Duke Takes A Shot At Preventing Meningitis On Campus
Posted August 29, 2001
DURHAM — The fall semester is under way for most college students in the area. With all the excitement of getting back to school and meeting old friends, there is something important that students need to know about a potentially deadly disease.
If you are a college student, or a parent of one, you should know about a condition called bacterial meningitis. It is a disease that causes inflammation of membranes around the spinal cord and brain.
Duke University is sponsoring a meningitis vaccination clinic Wednesday to help protect thousands of students living on campus.

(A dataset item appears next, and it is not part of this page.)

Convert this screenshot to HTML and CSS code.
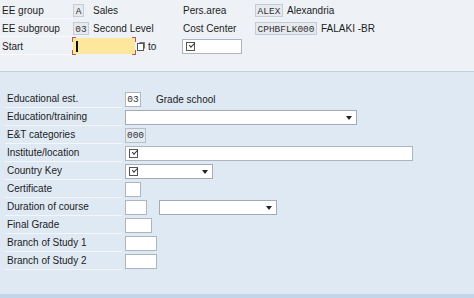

A recent study showed college students are at an increased risk for getting the disease. Freshmen living in dorms are even more susceptible because they interact so closely.
"The way you get meningitis is through contact with an infected individual such as sharing a glass, cigarette, kissing or just coughing and sneezing," says Jean Hanson of Duke Student Health.
Bacterial meningitis kills in 10 percent of all cases. Brain damage is caused in another 10 percent of patients.
The symptoms start off like the flu, with general aches, pains and fever and quickly progress into headaches, stiff neck and rash.
Without quick intervention of antibiotics, there is the possibility of permanent disabilities or death.
Duke had a outbreak of bacterial meningitis in 1986 that affected 3 students. Health officials say it is better to be proactive than reactive in dealing with this disease.
"The vaccine has been available for many years. It's very safe. There really are no side effects. It's a one shot deal and it's effective for three to five years," says Hanson.
The meningitis vaccination clinic is being held at the Bryan Center on Duke's West Campus Wednesday from noon until 7 p.m. The cost is $80.